A mourner touches a name plate of a victim in the 2011 earthquake and tsunami, at Kamaishi Memorial Park in Kamaishi, Iwate prefecture, Japan Thursday, March 11, 2021. Thursday marks the 10th anniversary of the massive earthquake, tsunami and nuclear disaster that struck Japan's northeastern coast. (Takaki Yajima/Kyodo News via AP)

A mourner touches a name plate of a victim in the 2011 earthquake and tsunami, at Kamaishi Memorial Park in Kamaishi, Iwate prefecture, Japan Thursday, March 11, 2021. Thursday marks the 10th anniversary of the massive earthquake, tsunami and nuclear disaster that struck Japan's northeastern coast. (Takaki Yajima/Kyodo News via AP)

The media coverage of this event remained pretty much factual as reporters and media houses tried to report important information.

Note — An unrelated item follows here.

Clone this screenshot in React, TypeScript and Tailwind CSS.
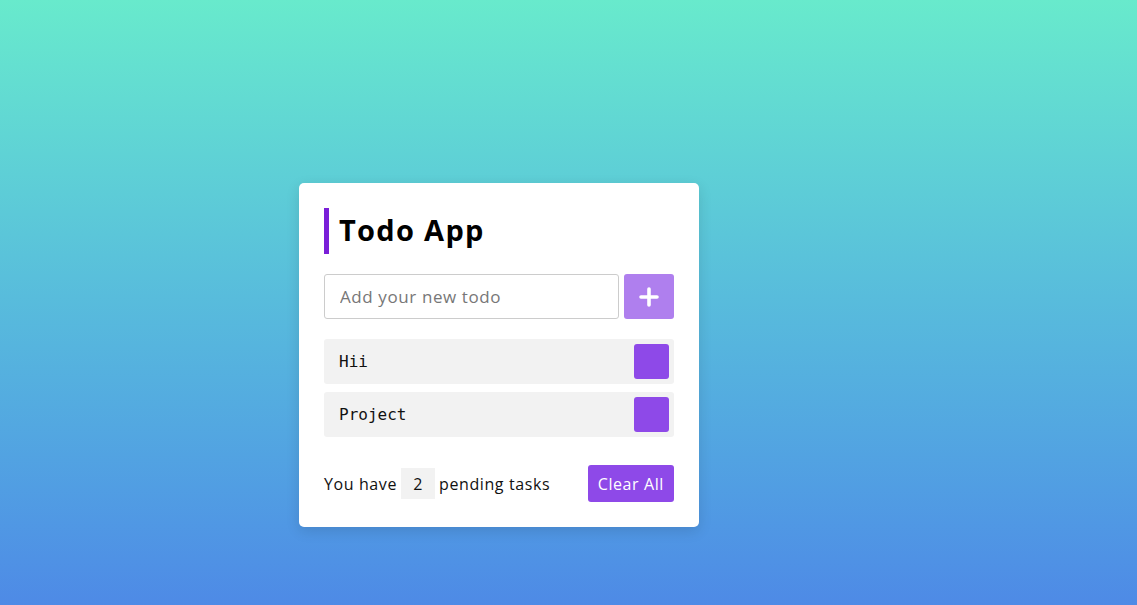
import React from "react";

export default function App() {
  const todos = ["Hii", "Project"];
  return (
    <div
      className="min-h-[605px] w-full bg-gradient-to-b from-[#68EACC] to-[#4E8AE6] pl-[299px] pt-[183px]"
      style={{ fontFamily: '"Open Sans", "Liberation Sans", sans-serif' }}
    >
      <div className="w-[400px] rounded-[5px] bg-white p-[25px] shadow-[0_4px_14px_rgba(0,0,0,0.12)]">
        <h1 className="flex h-[46px] items-center border-l-[5px] border-[#7A1FD8] pb-[3px] pl-[10px] text-[29px] font-bold leading-none tracking-[1.3px] text-black">
          Todo App
        </h1>
        <div className="mt-[20px] flex h-[45px] gap-[5px]">
          <input
            className="h-full w-[295px] rounded-[3px] border border-[#cccccc] pl-[15px] text-[17px] tracking-[0.6px] text-[#333] outline-none placeholder:text-[#777]"
            placeholder="Add your new todo"
          />
          <button className="flex h-full w-[50px] items-center justify-center rounded-[3px] bg-[#8E49E8] opacity-70">
            <svg width="20" height="20" viewBox="0 0 20 20">
              <path d="M10 2v16M2 10h16" stroke="white" strokeWidth="3.6" strokeLinecap="round" />
            </svg>
          </button>
        </div>
        <ul className="mt-[20px] flex flex-col gap-[8px]">
          {todos.map((t) => (
            <li
              key={t}
              className="flex h-[45px] items-center justify-between rounded-[3px] bg-[#f2f2f2] pl-[15px] pr-[5px]"
            >
              <span className="text-[16px] text-[#111]" style={{ fontFamily: '"DejaVu Sans Mono", monospace' }}>
                {t}
              </span>
              <span className="h-[35px] w-[35px] rounded-[3px] bg-[#8E49E8]" />
            </li>
          ))}
        </ul>
        <div className="mt-[28px] flex h-[37px] items-center justify-between text-[16px] tracking-[0.6px] text-[#111]">
          <div className="flex items-center">
            <span>You have</span>
            <span className="mx-[4px] flex h-[31px] w-[34px] items-center justify-center bg-[#f2f2f2]">2</span>
            <span>pending tasks</span>
          </div>
          <button className="h-[37px] rounded-[3px] bg-[#8E49E8] px-[10px] text-[16px] tracking-[0.6px] text-white">
            Clear All
          </button>
        </div>
      </div>
    </div>
  );
}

March 11, 2021 marks the tenth anniversary of the devastating tsunami in Japan. The tsunami was triggered after an 9.0 magnitude earthquake, the largest ever recorded in the country, took place at the epicentre that lay 130 km offshore the city of Sendai in Miyagi prefecture on the eastern coast of Honshu Island. Nearly 20,000 people lost their lives when the country also witnessed its worst nuclear disaster at Fukushima in this catastrophic event.

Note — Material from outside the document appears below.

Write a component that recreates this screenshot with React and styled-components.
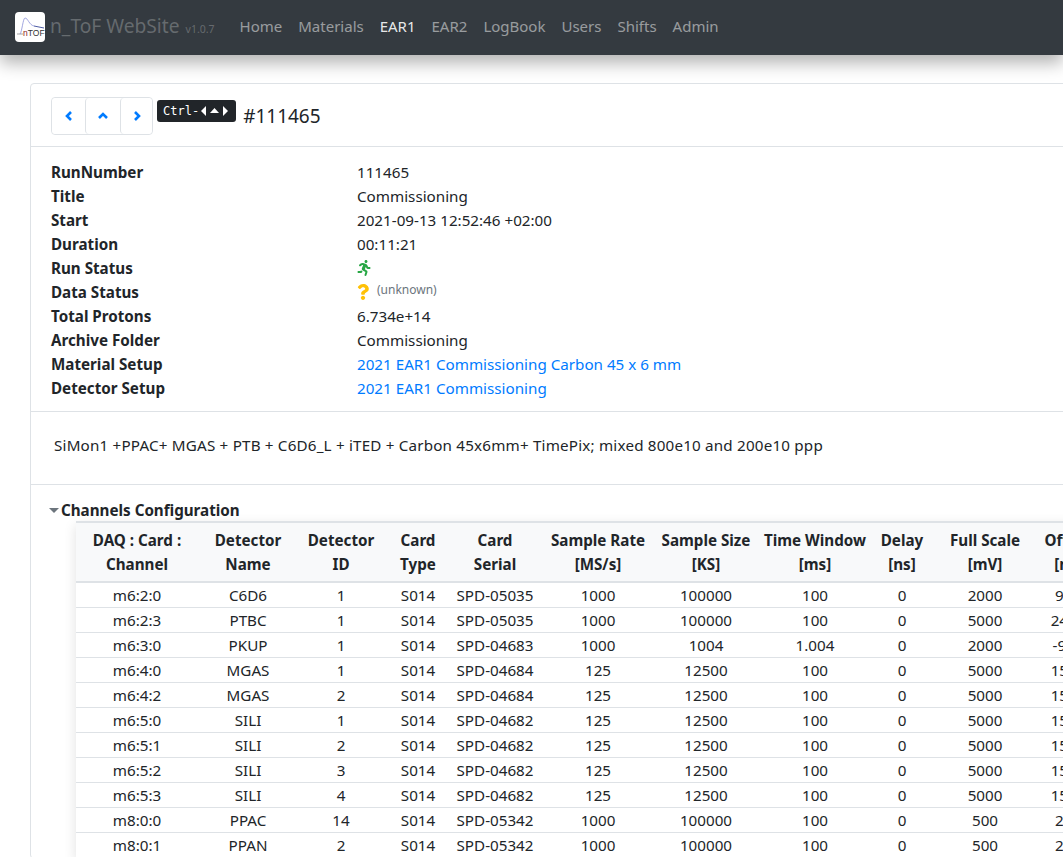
import React from 'react';
import styled, { createGlobalStyle } from 'styled-components';
import { FaRunning, FaQuestion } from 'react-icons/fa';

const GlobalStyle = createGlobalStyle`
  html, body {
    margin: 0;
    padding: 0;
    height: 857px;
    overflow: hidden;
    background: #fff;
  }
  body {
    font-family: "Noto Sans", sans-serif;
    font-size: 15.2px;
    line-height: 24px;
    color: #212529;
  }
  * { box-sizing: border-box; }
`;

const Page = styled.div`
  width: 1063px;
  height: 857px;
  overflow: hidden;
`;

const Navbar = styled.nav`
  height: 55px;
  background: #343a40;
  box-shadow: 0 8px 16px rgba(0, 0, 0, 0.3);
  display: flex;
  align-items: center;
  padding: 0 16px 1px 15px;
  position: relative;
`;

const LogoBox = styled.div`
  width: 30px;
  height: 30px;
  border-radius: 4px;
  background: #fff;
  overflow: hidden;
`;

const Brand = styled.div`
  display: flex;
  align-items: baseline;
  margin-left: 5px;
  margin-right: 17px;
  font-size: 19.2px;
  color: rgba(255, 255, 255, 0.25);
`;

const Version = styled.small`
  font-size: 10.5px;
  margin-left: 6px;
`;

const NavLink = styled.a`
  padding: 0 8px 2px;
  font-size: 15px;
  color: ${p => (p.$active ? 'rgba(255,255,255,0.9)' : 'rgba(255,255,255,0.5)')};
`;

const Content = styled.main`
  padding: 28px 0 0 30px;
`;

const Card = styled.section`
  width: 1100px;
  border: 1px solid #dee2e6;
  border-radius: 4px;
`;

const Section = styled.div`
  padding: 13px 20px 11px;
  border-bottom: 1px solid #dee2e6;
`;

const Header = styled(Section)`
  display: flex;
  align-items: flex-start;
  height: 63px;
`;

const BtnGroup = styled.div`
  display: flex;
  border: 1px solid #dee2e6;
  border-radius: 4px;
  height: 38px;
`;

const NavBtn = styled.button`
  width: ${p => p.$w}px;
  background: #fff;
  border: none;
  border-left: ${p => (p.$first ? 'none' : '1px solid #dee2e6')};
  border-radius: 4px;
  display: flex;
  align-items: center;
  justify-content: center;
  padding: 0;
`;

const Chevron = styled.svg`
  width: 12px;
  height: 12px;
  fill: none;
  stroke: #007bff;
  stroke-width: 2.6;
`;

const Kbd = styled.kbd`
  display: inline-flex;
  align-items: center;
  height: 22px;
  margin: 3px 0 0 4px;
  padding: 0 7px 0 6px;
  background: #212529;
  color: #fff;
  border-radius: 3px;
  font-family: "DejaVu Sans Mono", monospace;
  font-size: 12px;
`;

const Tri = styled.svg`
  width: 9px;
  height: 10px;
  margin-left: 1px;
  fill: #fff;
`;

const RunTitle = styled.h5`
  margin: 6px 0 0 7px;
  font-size: 19px;
  line-height: 26px;
  font-weight: 400;
`;

const InfoGrid = styled.dl`
  margin: 0;
  display: grid;
  grid-template-columns: 306px 1fr;
  grid-auto-rows: 24px;
`;

const Term = styled.dt`
  font-weight: 700;
`;

const Value = styled.dd`
  margin: 0;
  display: flex;
  align-items: center;
`;

const Link = styled.a`
  color: #007bff;
`;

const RunIcon = styled(FaRunning)`
  color: #28a745;
  margin-left: -1px;
`;

const UnknownIcon = styled(FaQuestion)`
  color: #ffc107;
  margin-left: -2px;
`;

const Muted = styled.small`
  font-size: 12px;
  color: #6c757d;
  margin-left: 6px;
  position: relative;
  top: -2px;
`;

const Comment = styled(Section)`
  height: 73px;
  padding: 21px 23px 0;
  letter-spacing: 0.19px;
`;

const Details = styled.div`
  padding: 13px 0 0 18px;
`;

const Summary = styled.div`
  display: flex;
  align-items: center;
  font-weight: 700;
  height: 24px;
`;

const Caret = styled.span`
  width: 0;
  height: 0;
  border-left: 5px solid transparent;
  border-right: 5px solid transparent;
  border-top: 5px solid #6c757d;
  margin-right: 2px;
`;

const TableWrap = styled.div`
  margin: -1px 0 0 27px;
  box-shadow: 0 4px 12px rgba(0, 0, 0, 0.12);
`;

const Table = styled.table`
  border-collapse: collapse;
  table-layout: fixed;
  width: 1018px;
  text-align: center;

  th {
    background: #f8f9fa;
    font-weight: 700;
    padding: 5px 2px 5px;
    border-top: 2px solid #dee2e6;
    border-bottom: 2px solid #dee2e6;
    vertical-align: top;
    white-space: nowrap;
  }

  td {
    padding: 0 2px;
    height: 25px;
    line-height: 24px;
    border-bottom: 1px solid #dee2e6;
    white-space: nowrap;
  }
`;

const columns = [
  { w: 122, label: ['DAQ : Card :', 'Channel'] },
  { w: 100, label: ['Detector', 'Name'] },
  { w: 86, label: ['Detector', 'ID'] },
  { w: 68, label: ['Card', 'Type'] },
  { w: 86, label: ['Card', 'Serial'] },
  { w: 120, label: ['Sample Rate', '[MS/s]'] },
  { w: 96, label: ['Sample Size', '[KS]'] },
  { w: 122, label: ['Time Window', '[ms]'] },
  { w: 52, label: ['Delay', '[ns]'] },
  { w: 114, label: ['Full Scale', '[mV]'] },
  { w: 52, label: ['Offset', '[ns]'] },
];

const rows = [
  ['m6:2:0', 'C6D6', '1', 'S014', 'SPD-05035', '1000', '100000', '100', '0', '2000', '900'],
  ['m6:2:3', 'PTBC', '1', 'S014', 'SPD-05035', '1000', '100000', '100', '0', '5000', '2400'],
  ['m6:3:0', 'PKUP', '1', 'S014', 'SPD-04683', '1000', '1004', '1.004', '0', '2000', '-900'],
  ['m6:4:0', 'MGAS', '1', 'S014', 'SPD-04684', '125', '12500', '100', '0', '5000', '1500'],
  ['m6:4:2', 'MGAS', '2', 'S014', 'SPD-04684', '125', '12500', '100', '0', '5000', '1500'],
  ['m6:5:0', 'SILI', '1', 'S014', 'SPD-04682', '125', '12500', '100', '0', '5000', '1500'],
  ['m6:5:1', 'SILI', '2', 'S014', 'SPD-04682', '125', '12500', '100', '0', '5000', '1500'],
  ['m6:5:2', 'SILI', '3', 'S014', 'SPD-04682', '125', '12500', '100', '0', '5000', '1500'],
  ['m6:5:3', 'SILI', '4', 'S014', 'SPD-04682', '125', '12500', '100', '0', '5000', '1500'],
  ['m8:0:0', 'PPAC', '14', 'S014', 'SPD-05342', '1000', '100000', '100', '0', '500', '200'],
  ['m8:0:1', 'PPAN', '2', 'S014', 'SPD-05342', '1000', '100000', '100', '0', '500', '200'],
];

const Logo = () => (
  <svg width="30" height="30" viewBox="0 0 30 30">
    <path d="M2 22 H8" stroke="#666" strokeWidth="0.6" fill="none" />
    <path d="M5 22 C7 20 8 6 10 6 C13 6 14 13 19 14" stroke="#8a90d8" strokeWidth="0.8" fill="none" />
    <path d="M19 14 L29 16" stroke="#3a4a9a" strokeWidth="0.9" fill="none" />
    <text x="8" y="24" fontSize="8.5" fontFamily="Liberation Sans, sans-serif" fill="#333">
      <tspan fill="#8a2020">n</tspan>TOF
    </text>
  </svg>
);

const App = () => (
  <Page>
    <GlobalStyle />
    <Navbar>
      <LogoBox><Logo /></LogoBox>
      <Brand>n_ToF WebSite<Version>v1.0.7</Version></Brand>
      <NavLink>Home</NavLink>
      <NavLink>Materials</NavLink>
      <NavLink $active>EAR1</NavLink>
      <NavLink>EAR2</NavLink>
      <NavLink>LogBook</NavLink>
      <NavLink>Users</NavLink>
      <NavLink>Shifts</NavLink>
      <NavLink>Admin</NavLink>
    </Navbar>
    <Content>
      <Card>
        <Header>
          <BtnGroup>
            <NavBtn $first $w={33}><Chevron viewBox="0 0 12 12"><path d="M8 2 L4 6 L8 10" /></Chevron></NavBtn>
            <NavBtn $w={35}><Chevron viewBox="0 0 12 12"><path d="M2 8 L6 4 L10 8" /></Chevron></NavBtn>
            <NavBtn $w={32}><Chevron viewBox="0 0 12 12"><path d="M4 2 L8 6 L4 10" /></Chevron></NavBtn>
          </BtnGroup>
          <Kbd>
            Ctrl-
            <Tri viewBox="0 0 9 10"><path d="M6 0 V10 L1 5 Z" /></Tri>
            <Tri viewBox="0 0 9 10"><path d="M0 7 H9 L4.5 2 Z" /></Tri>
            <Tri viewBox="0 0 9 10"><path d="M3 0 V10 L8 5 Z" /></Tri>
          </Kbd>
          <RunTitle>#111465</RunTitle>
        </Header>
        <Section>
          <InfoGrid>
            <Term>RunNumber</Term><Value>111465</Value>
            <Term>Title</Term><Value>Commissioning</Value>
            <Term>Start</Term><Value>2021-09-13 12:52:46 +02:00</Value>
            <Term>Duration</Term><Value>00:11:21</Value>
            <Term>Run Status</Term><Value><RunIcon size={16} /></Value>
            <Term>Data Status</Term><Value><UnknownIcon size={16} /><Muted>(unknown)</Muted></Value>
            <Term>Total Protons</Term><Value>6.734e+14</Value>
            <Term>Archive Folder</Term><Value>Commissioning</Value>
            <Term>Material Setup</Term><Value><Link>2021 EAR1 Commissioning Carbon 45 x 6 mm</Link></Value>
            <Term>Detector Setup</Term><Value><Link>2021 EAR1 Commissioning</Link></Value>
          </InfoGrid>
        </Section>
        <Comment>SiMon1 +PPAC+ MGAS + PTB + C6D6_L + iTED + Carbon 45x6mm+ TimePix; mixed 800e10 and 200e10 ppp</Comment>
        <Details>
          <Summary><Caret />Channels Configuration</Summary>
          <TableWrap>
            <Table>
              <colgroup>{columns.map((c, i) => <col key={i} style={{ width: c.w }} />)}</colgroup>
              <thead>
                <tr>
                  {columns.map((c, i) => <th key={i}>{c.label[0]}<br />{c.label[1]}</th>)}
                </tr>
              </thead>
              <tbody>
                {rows.map((r, i) => (
                  <tr key={i}>{r.map((v, j) => <td key={j}>{v}</td>)}</tr>
                ))}
              </tbody>
            </Table>
          </TableWrap>
        </Details>
      </Card>
    </Content>
  </Page>
);

export default App;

The media coverage of this event remained pretty much factual as reporters and media houses tried to report important information. However, the objectivity did lose some ground when the reporters wrote opinion pieces or were asked to describe what they saw.

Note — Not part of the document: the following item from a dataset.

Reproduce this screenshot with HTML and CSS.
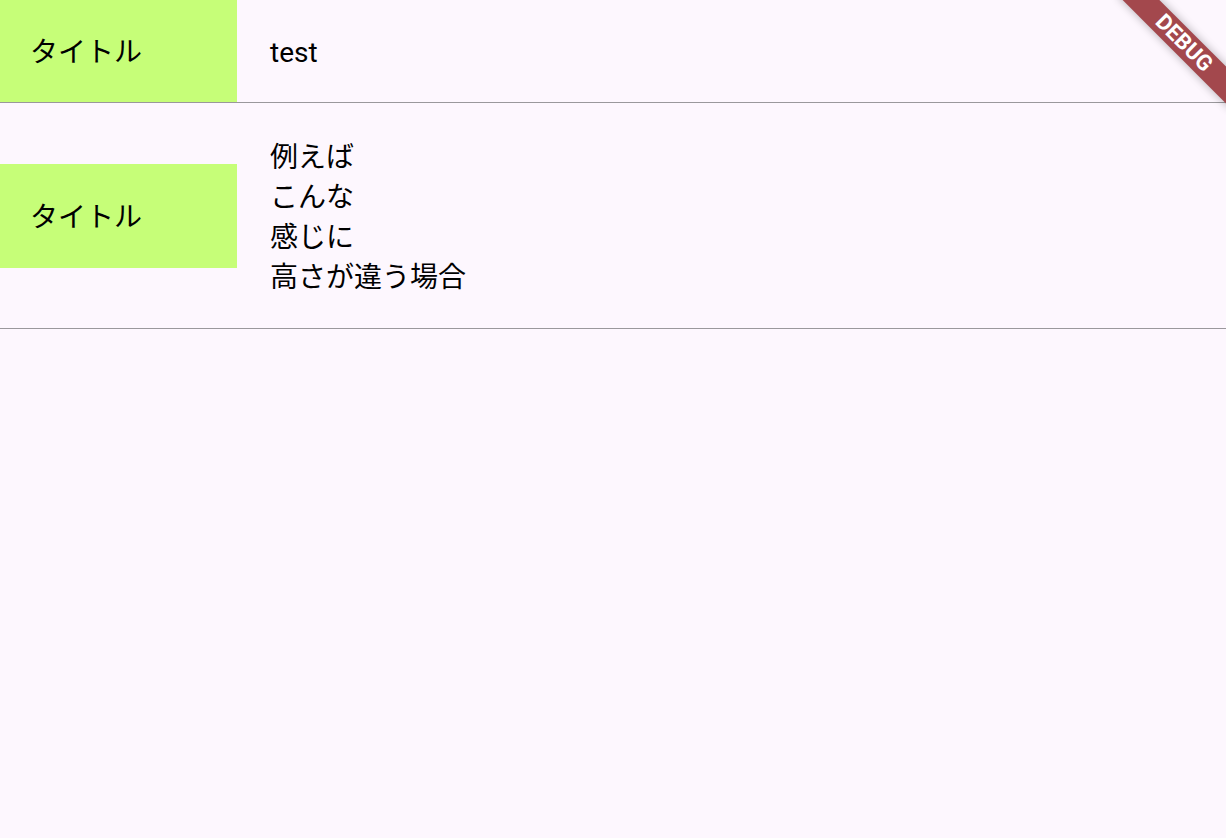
FILE: index.html
```html
<!DOCTYPE html>
<html lang="ja">
<head>
<meta charset="utf-8">
<title>Rows</title>
<link rel="stylesheet" href="styles.css">
</head>
<body>
<div class="list">
  <div class="row row-one">
    <div class="label">タイトル</div>
    <div class="value">test</div>
  </div>
  <div class="row row-two">
    <div class="label label-tall">タイトル</div>
    <div class="value value-multi">例えば<br>こんな<br>感じに<br>高さが違う場合</div>
  </div>
</div>
<div class="banner-clip">
  <div class="banner">DEBUG</div>
</div>
</body>
</html>
```

FILE: styles.css
```css
html, body {
  margin: 0;
  padding: 0;
  background: #fdf7fe;
}
body {
  width: 1226px;
  height: 838px;
  overflow: hidden;
  position: relative;
  font-family: Roboto, "Noto Sans CJK JP", sans-serif;
  font-size: 28px;
  line-height: 40px;
  color: #000;
}
.list {
  display: flex;
  flex-direction: column;
}
.row {
  display: flex;
  border-bottom: 1px solid #9a989c;
}
.row-one {
  height: 102px;
  align-items: stretch;
}
.row-two {
  height: 225px;
  align-items: center;
}
.label {
  width: 237px;
  box-sizing: border-box;
  padding-left: 30px;
  padding-top: 4px;
  background: #c6fe78;
  display: flex;
  align-items: center;
}
.label-tall {
  height: 104px;
}
.value {
  padding-left: 33px;
  padding-top: 4px;
  display: flex;
  align-items: center;
}
.value-multi {
  display: block;
}
.banner-clip {
  position: absolute;
  top: 0;
  right: 0;
  width: 200px;
  height: 200px;
  overflow: hidden;
  pointer-events: none;
}
.banner {
  position: absolute;
  left: 78px;
  top: 30px;
  width: 160px;
  height: 26px;
  transform: rotate(45deg);
  background: #a3484d;
  box-shadow: 0 0 10px rgba(0, 0, 0, 0.3);
  color: #fff;
  font-family: Roboto, sans-serif;
  font-weight: 700;
  font-size: 22px;
  line-height: 26px;
  text-align: center;
}
```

According to a 2015 research conducted by Japanese academics, most of the journalists admitted that covering the tsunami event was much more difficult than their previous experiences in the profession, especially when it came to guaranteeing the objectivity of coverage.

The study also found that reporters struggled with curbing their own strong negative emotions when covering the distressing disaster. Once their stories were published, even if the writers had doubts about the objectivity of their reporting, readers may understand their reporting as a description of objective facts, mentioned in the research.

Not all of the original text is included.